### What is needed
From the listing below, output the lines between the one with "Write a component" and the one with "const [text, setText] = useState('');", including those two, and nothing else. Pictures are not copied.

[Records from a data source]
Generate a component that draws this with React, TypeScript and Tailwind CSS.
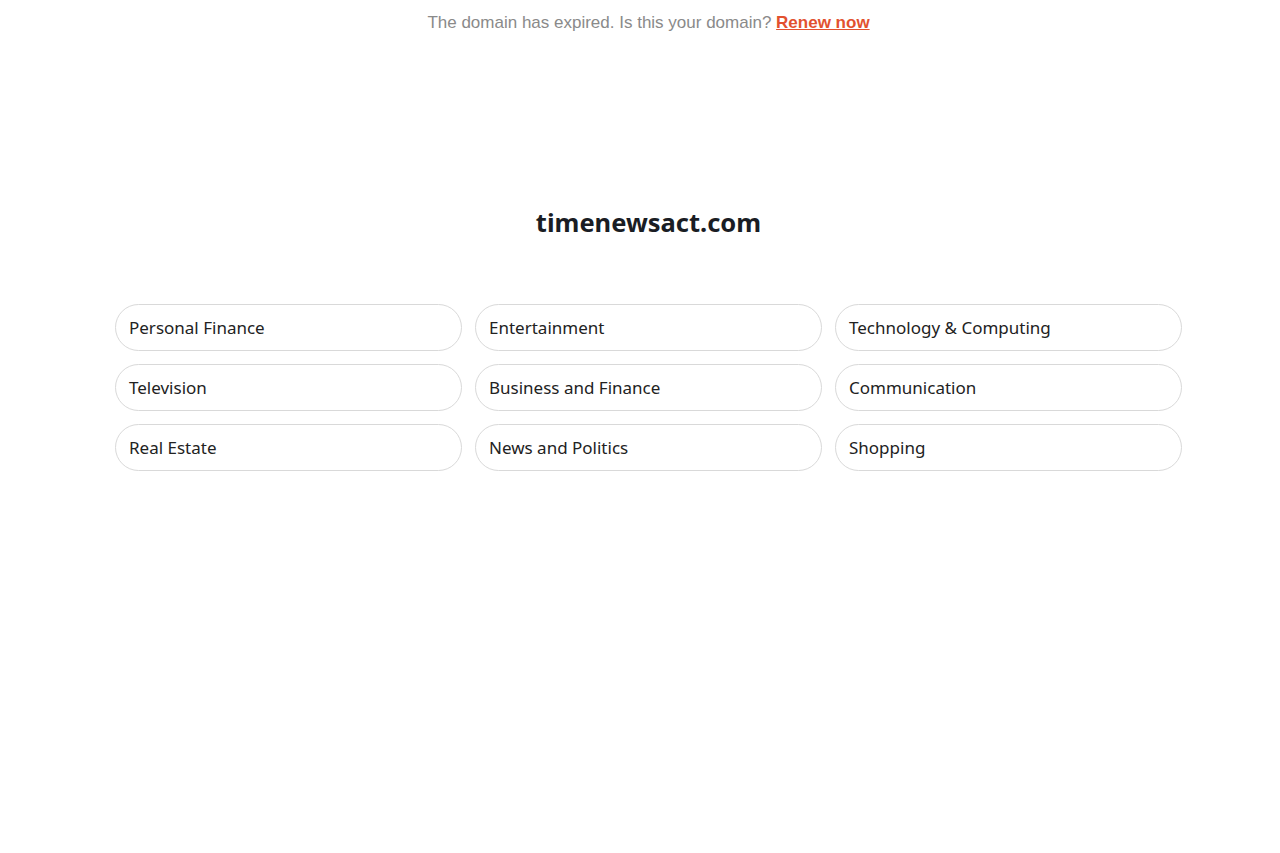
import React from "react";

const items = [
  "Personal Finance",
  "Entertainment",
  "Technology & Computing",
  "Television",
  "Business and Finance",
  "Communication",
  "Real Estate",
  "News and Politics",
  "Shopping",
];

export default function App() {
  return (
    <div className="min-h-[853px] bg-white pl-[17px]">
      <div className="pt-[12px] text-center font-['Liberation_Sans',Arial,sans-serif] text-[17px] leading-[21px] text-[#8a8a8a]">
        The domain has expired. Is this your domain?{" "}
        <a href="#" className="font-bold text-[#e2512f] underline">
          Renew now
        </a>
      </div>
      <h1 className="mt-[172px] text-center font-['Noto_Sans',sans-serif] text-[25.5px] font-bold leading-[34px] text-[#1a1d24]">
        timenewsact.com
      </h1>
      <div className="mx-auto mt-[65px] grid w-[1067px] grid-cols-3 gap-x-[13px] gap-y-[13px]">
        {items.map((t) => (
          <div
            key={t}
            className="flex h-[47px] items-center rounded-full border border-[#d9d9d9] pl-[13px] font-['Noto_Sans',sans-serif] text-[17px] text-[#222]"
          >
            {t}
          </div>
        ))}
      </div>
    </div>
  );
}
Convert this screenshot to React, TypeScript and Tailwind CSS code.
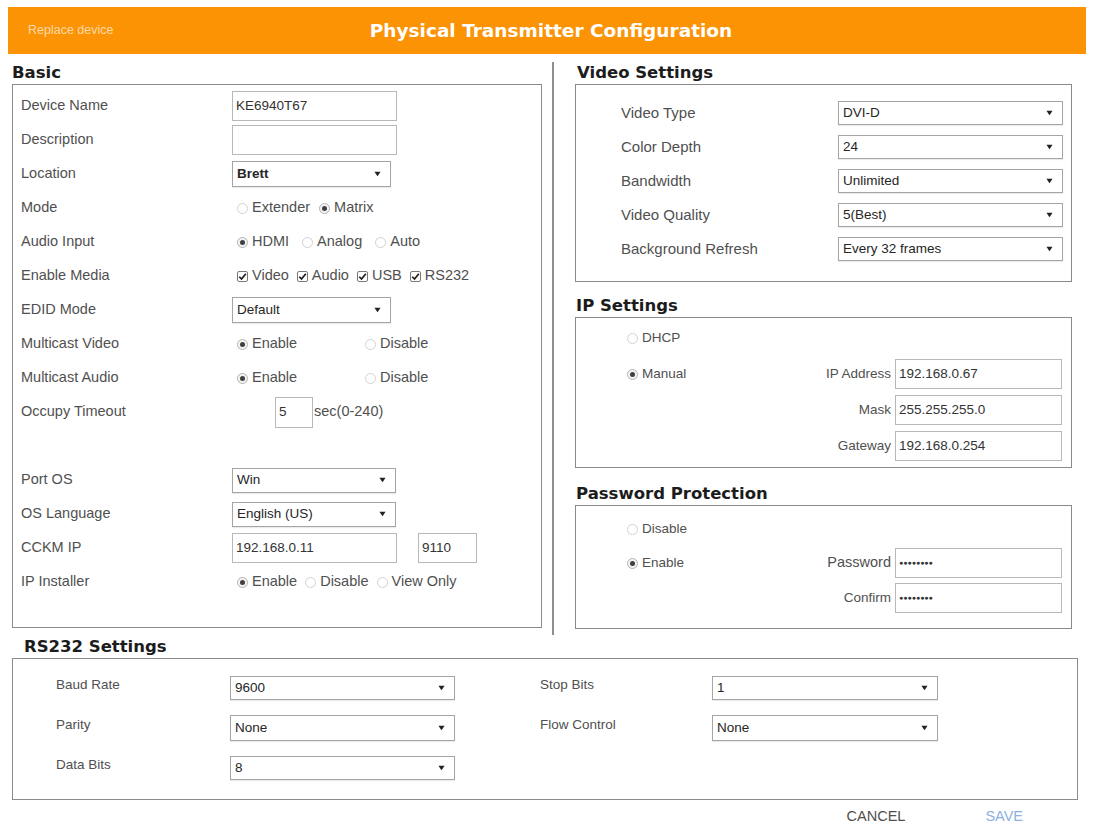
import React from "react";

const Radio = ({ on }: { on?: boolean }) => (
  <span
    className={
      on
        ? "inline-flex w-[11px] h-[11px] rounded-full border border-[#b4b4b4] bg-[#f3f3f3] items-center justify-center shrink-0"
        : "inline-flex w-[11px] h-[11px] rounded-full border border-[#d2d2d2] bg-white items-center justify-center shrink-0"
    }
  >
    {on && <span className="w-[5px] h-[5px] rounded-full bg-[#3f3f3f]" />}
  </span>
);

const Check = () => (
  <span className="inline-flex w-[11px] h-[11px] border border-[#7a7a7a] rounded-[2px] bg-white items-center justify-center shrink-0">
    <svg viewBox="0 0 10 10" className="w-[9px] h-[9px]">
      <path d="M1.4 5.3 L3.9 7.8 L8.7 1.9" stroke="#1e1e1e" strokeWidth="1.9" fill="none" />
    </svg>
  </span>
);

const Arrow = () => (
  <svg viewBox="0 0 8 6" className="w-[7px] h-[6px] shrink-0">
    <path d="M0.5 0.5 L7.5 0.5 L4 5.5 Z" fill="#222" />
  </svg>
);

const Select = ({ value, className }: { value: string; className: string }) => (
  <div
    className={
      "flex items-center justify-between border border-[#a5a5a5] bg-white pl-[4px] pr-[9px] text-[13.5px] text-[#262626] shadow-[0_1px_1px_rgba(0,0,0,0.08)] " +
      className
    }
  >
    <span>{value}</span>
    <Arrow />
  </div>
);

const Input = ({ value, className }: { value?: string; className: string }) => (
  <div
    className={
      "flex items-center border border-[#b8b8b8] bg-white pl-[3px] text-[13.5px] text-[#333] " + className
    }
  >
    {value}
  </div>
);

const Opt = ({ on, children, check }: { on?: boolean; children: React.ReactNode; check?: boolean }) => (
  <span className="inline-flex items-center">
    <span className="ml-[5px] mr-[4px] inline-flex">{check ? <Check /> : <Radio on={on} />}</span>
    <span>{children}</span>
  </span>
);

const Row = ({ label, children }: { label: string; children?: React.ReactNode }) => (
  <div className="flex items-center h-[34px]">
    <div className="w-[211px] shrink-0">{label}</div>
    <div className="flex items-center">{children}</div>
  </div>
);

const Heading = ({ children, className }: { children: React.ReactNode; className?: string }) => (
  <div
    className={
      "h-[22px] flex items-center font-['DejaVu_Sans',sans-serif] font-bold text-[16.5px] text-[#1c1c1c] " +
      (className || "")
    }
  >
    {children}
  </div>
);

const VRow = ({ label, value }: { label: string; value: string }) => (
  <div className="flex items-center h-[34px]">
    <div className="w-[217px] shrink-0 text-[15px]">{label}</div>
    <Select value={value} className="w-[225px] h-[24px]" />
  </div>
);

const Dots = () => <span className="text-[7px] tracking-[0px] text-[#333]">●●●●●●●●</span>;

export default function App() {
  return (
    <div className="w-[1093px] h-[825px] bg-white overflow-hidden pt-[7px] font-['Liberation_Sans',Arial,sans-serif] text-[14.5px] text-[#505050]">
      {/* Header */}
      <div className="ml-[8px] mr-[7px] h-[47px] bg-[#fb9305] grid grid-cols-[1fr_auto_1fr] items-center">
        <div className="pl-[20px] text-[12.5px] text-[#fdd9a8]">Replace device</div>
        <div className="ml-[8px] font-['DejaVu_Sans',sans-serif] font-bold text-[18.5px] text-white">
          Physical Transmitter Configuration
        </div>
        <div />
      </div>

      {/* Main */}
      <div className="flex mt-[8px] pl-[12px]">
        {/* Basic */}
        <div className="w-[530px] flex flex-col">
          <Heading>Basic</Heading>
          <div className="h-[544px] border border-[#8a8a8a] pt-[4px] pl-[8px]">
            <Row label="Device Name">
              <Input value="KE6940T67" className="w-[165px] h-[30px]" />
            </Row>
            <Row label="Description">
              <Input className="w-[165px] h-[30px]" />
            </Row>
            <Row label="Location">
              <Select value="Brett" className="w-[159px] h-[26px] font-bold" />
            </Row>
            <Row label="Mode">
              <Opt>Extender</Opt>
              <span className="w-[4px]" />
              <Opt on>Matrix</Opt>
            </Row>
            <Row label="Audio Input">
              <Opt on>HDMI</Opt>
              <span className="w-[8px]" />
              <Opt>Analog</Opt>
              <span className="w-[8px]" />
              <Opt>Auto</Opt>
            </Row>
            <Row label="Enable Media">
              <Opt check>Video</Opt>
              <span className="w-[3px]" />
              <Opt check>Audio</Opt>
              <span className="w-[3px]" />
              <Opt check>USB</Opt>
              <span className="w-[3px]" />
              <Opt check>RS232</Opt>
            </Row>
            <Row label="EDID Mode">
              <Select value="Default" className="w-[159px] h-[26px]" />
            </Row>
            <Row label="Multicast Video">
              <div className="w-[128px] flex">
                <Opt on>Enable</Opt>
              </div>
              <Opt>Disable</Opt>
            </Row>
            <Row label="Multicast Audio">
              <div className="w-[128px] flex">
                <Opt on>Enable</Opt>
              </div>
              <Opt>Disable</Opt>
            </Row>
            <Row label="Occupy Timeout">
              <Input value="5" className="ml-[43px] w-[38px] h-[31px] text-[12.5px]" />
              <span className="ml-[1px]">sec(0-240)</span>
            </Row>
            <Row label="" />
            <Row label="Port OS">
              <Select value="Win" className="w-[164px] h-[25px]" />
            </Row>
            <Row label="OS Language">
              <Select value="English (US)" className="w-[164px] h-[25px]" />
            </Row>
            <Row label="CCKM IP">
              <Input value="192.168.0.11" className="w-[165px] h-[30px]" />
              <Input value="9110" className="ml-[21px] w-[59px] h-[30px]" />
            </Row>
            <Row label="IP Installer">
              <Opt on>Enable</Opt>
              <span className="w-[3px]" />
              <Opt>Disable</Opt>
              <span className="w-[3px]" />
              <Opt>View Only</Opt>
            </Row>
          </div>
        </div>

        {/* Divider */}
        <div className="ml-[10px] w-[2px] h-[573px] bg-[#8e8e8e]" />

        {/* Right column */}
        <div className="ml-[21px] w-[497px] flex flex-col">
          <Heading className="pl-[2px]">Video Settings</Heading>
          <div className="h-[198px] border border-[#8a8a8a] pt-[11px] pl-[45px]">
            <VRow label="Video Type" value="DVI-D" />
            <VRow label="Color Depth" value="24" />
            <VRow label="Bandwidth" value="Unlimited" />
            <VRow label="Video Quality" value="5(Best)" />
            <VRow label="Background Refresh" value="Every 32 frames" />
          </div>

          <Heading className="mt-[13px] pl-[1px]">IP Settings</Heading>
          <div className="h-[151px] border border-[#8a8a8a] pt-[9px] pl-[46px] pr-[9px] text-[13.5px]">
            <div className="flex items-center h-[22px]">
              <Opt>DHCP</Opt>
            </div>
            <div className="flex mt-[10px]">
              <div className="flex items-center h-[30px]">
                <Opt on>Manual</Opt>
              </div>
              <div className="ml-auto grid grid-cols-[auto_167px] gap-x-[4px] gap-y-[6px] items-center">
                <span className="justify-self-end">IP Address</span>
                <Input value="192.168.0.67" className="h-[30px] text-[12.5px]" />
                <span className="justify-self-end">Mask</span>
                <Input value="255.255.255.0" className="h-[30px] text-[12.5px]" />
                <span className="justify-self-end">Gateway</span>
                <Input value="192.168.0.254" className="h-[30px] text-[12.5px]" />
              </div>
            </div>
          </div>

          <Heading className="mt-[15px] pl-[1px]">Password Protection</Heading>
          <div className="h-[124px] border border-[#8a8a8a] pt-[12px] pl-[46px] pr-[9px] text-[13.5px]">
            <div className="flex items-center h-[22px]">
              <Opt>Disable</Opt>
            </div>
            <div className="flex mt-[8px]">
              <div className="flex items-center h-[30px]">
                <Opt on>Enable</Opt>
              </div>
              <div className="ml-auto grid grid-cols-[auto_167px] gap-x-[4px] gap-y-[5px] items-center">
                <span className="justify-self-end text-[14.5px]">Password</span>
                <div className="h-[30px] border border-[#b8b8b8] bg-white pl-[3px] flex items-center">
                  <Dots />
                </div>
                <span className="justify-self-end">Confirm</span>
                <div className="h-[30px] border border-[#b8b8b8] bg-white pl-[3px] flex items-center">
                  <Dots />
                </div>
              </div>
            </div>
          </div>
        </div>
      </div>

      {/* RS232 */}
      <div className="mt-[1px] pl-[12px] pr-[15px]">
        <Heading className="pl-[12px]">RS232 Settings</Heading>
        <div className="h-[142px] border border-[#8a8a8a] pt-[9px] pl-[43px] text-[13.5px]">
          <div className="grid grid-cols-[174px_225px_85px_172px_226px] grid-rows-[40px_40px_40px] items-center">
            <span className="-mt-[5px]">Baud Rate</span>
            <Select value="9600" className="h-[24px] text-[12.5px]" />
            <span />
            <span className="-mt-[5px]">Stop Bits</span>
            <Select value="1" className="h-[24px]" />

            <span className="-mt-[5px]">Parity</span>
            <Select value="None" className="h-[26px]" />
            <span />
            <span className="-mt-[5px]">Flow Control</span>
            <Select value="None" className="h-[26px]" />

            <span className="-mt-[5px]">Data Bits</span>
            <Select value="8" className="h-[24px]" />
            <span />
            <span />
            <span />
          </div>
        </div>
      </div>

      {/* Buttons */}
      <div className="h-[34px] flex items-center justify-end pr-[70px] text-[14.5px]">
        <span className="text-[#505050]">CANCEL</span>
        <span className="ml-[80px] text-[#8db0e2]">SAVE</span>
      </div>
    </div>
  );
}
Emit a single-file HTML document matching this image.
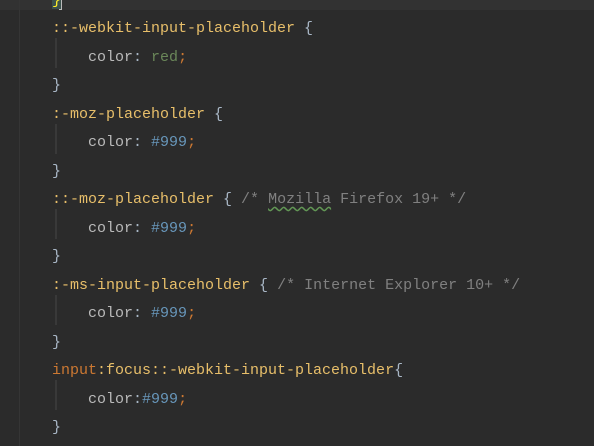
<!DOCTYPE html>
<html><head><style>
html,body{margin:0;padding:0;}
body{width:594px;height:446px;background:#2b2b2b;overflow:hidden;position:relative;font-family:"Liberation Mono",monospace;font-size:15px;}
.top{position:absolute;left:0;top:0;width:594px;height:10px;background:#323232;}
.gut{position:absolute;left:19px;top:0;width:1px;height:446px;background:#353535;}
.code{position:absolute;left:52px;top:-13.5px;}
.l{height:28.5px;line-height:28.5px;white-space:pre;color:#a9b7c6;}
.s{color:#e8bf6a}.o{color:#cc7832}.g{color:#6a8759}.n{color:#6897bb}.c{color:#808080}.p{color:#bababa}
.ig{position:absolute;left:55px;width:2px;background:#393939;}
.hl{background:#3b514d;color:#ffef28}
.w{text-decoration:underline wavy #629755;text-underline-offset:3px;}
</style></head><body>
<div class="top"></div>
<div class="gut"></div>
<div style="position:absolute;left:59px;top:0;width:3px;height:10px;background:#bbb"></div>
<div class="ig" style="top:38px;height:30px"></div>
<div class="ig" style="top:124px;height:30px"></div>
<div class="ig" style="top:209px;height:30px"></div>
<div class="ig" style="top:295px;height:30px"></div>
<div class="ig" style="top:380px;height:30px"></div>
<div class="code">
<div class="l"><span class="hl">}</span></div>
<div class="l"><span class="s">::-webkit-input-placeholder</span> {</div>
<div class="l">    <span class="p">color</span>: <span class="g">red</span><span class="o">;</span></div>
<div class="l">}</div>
<div class="l"><span class="s">:-moz-placeholder</span> {</div>
<div class="l">    <span class="p">color</span>: <span class="n">#999</span><span class="o">;</span></div>
<div class="l">}</div>
<div class="l"><span class="s">::-moz-placeholder</span> { <span class="c">/* <span class="w">Mozilla</span> Firefox 19+ */</span></div>
<div class="l">    <span class="p">color</span>: <span class="n">#999</span><span class="o">;</span></div>
<div class="l">}</div>
<div class="l"><span class="s">:-ms-input-placeholder</span> { <span class="c">/* Internet Explorer 10+ */</span></div>
<div class="l">    <span class="p">color</span>: <span class="n">#999</span><span class="o">;</span></div>
<div class="l">}</div>
<div class="l"><span class="o">input</span><span class="s">:focus::-webkit-input-placeholder</span>{</div>
<div class="l">    <span class="p">color</span>:<span class="n">#999</span><span class="o">;</span></div>
<div class="l">}</div>
</div>
</body></html>
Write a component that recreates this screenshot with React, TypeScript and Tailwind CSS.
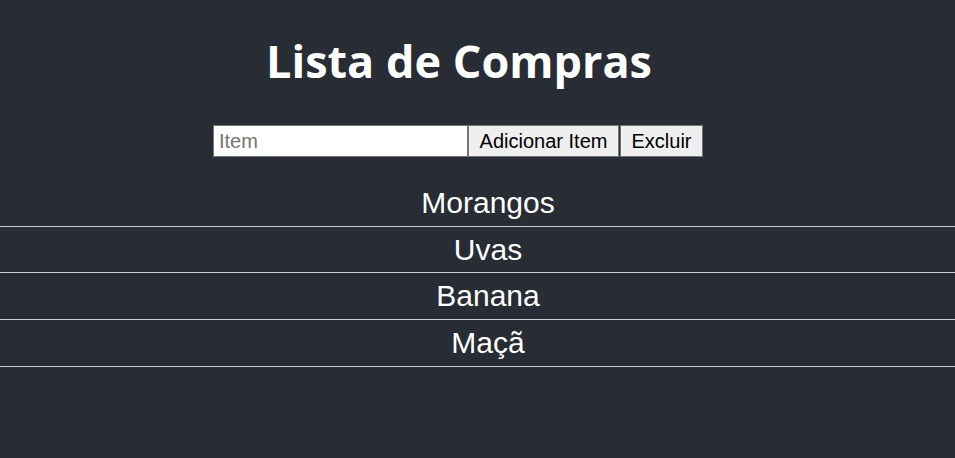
import React, { useState } from 'react';

const initialItems = ['Morangos', 'Uvas', 'Banana', 'Maçã'];

export default function App() {
    const [items, setItems] = useState<string[]>(initialItems);
    const [text, setText] = useState('');

    const addItem = () => {
        if (!text.trim()) return;
        setItems([...items, text.trim()]);
        setText('');
    };

    return (
        <div className="min-h-screen bg-[#282c34] text-white font-['Liberation_Sans',Arial,sans-serif]">
            {/* Header + form */}
            <div className="flex flex-col items-center pr-[37px]">
                <h1 className="mt-[30px] text-[45px] leading-[62px] font-bold font-['Open_Sans',sans-serif]">
                    Lista de Compras
                </h1>
                <div className="mt-[33px] mr-[2px] flex items-center text-[20px] text-black">
                    <input
                        value={text}
                        onChange={(e) => setText(e.target.value)}
                        placeholder="Item"
                        className="h-[32px] w-[255px] border border-[#767676] bg-white px-[5px] placeholder:text-[#757575] outline-none"
                    />
                    <button
                        onClick={addItem}
                        className="h-[32px] w-[151px] border border-[#767676] bg-[#efefef]"
                    >
                        Adicionar Item
                    </button>
                    <button
                        onClick={() => setItems([])}
                        className="ml-[1px] h-[32px] w-[83px] border border-[#767676] bg-[#efefef]"
                    >
                        Excluir
                    </button>
                </div>
            </div>

            {/* Items */}
            <ul className="mt-[23px]">
                {items.map((item, i) => (
                    <li
                        key={i}
                        className="h-[46.67px] border-b border-[#cccccc] pl-[21px] text-center text-[30px] leading-[45px]"
                    >
                        {item}
                    </li>
                ))}
            </ul>
        </div>
    );
}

### Solution to this exercise
Write a component that recreates this screenshot with React, TypeScript and Tailwind CSS.
import React, { useState } from 'react';

const initialItems = ['Morangos', 'Uvas', 'Banana', 'Maçã'];

export default function App() {
    const [items, setItems] = useState<string[]>(initialItems);
    const [text, setText] = useState('');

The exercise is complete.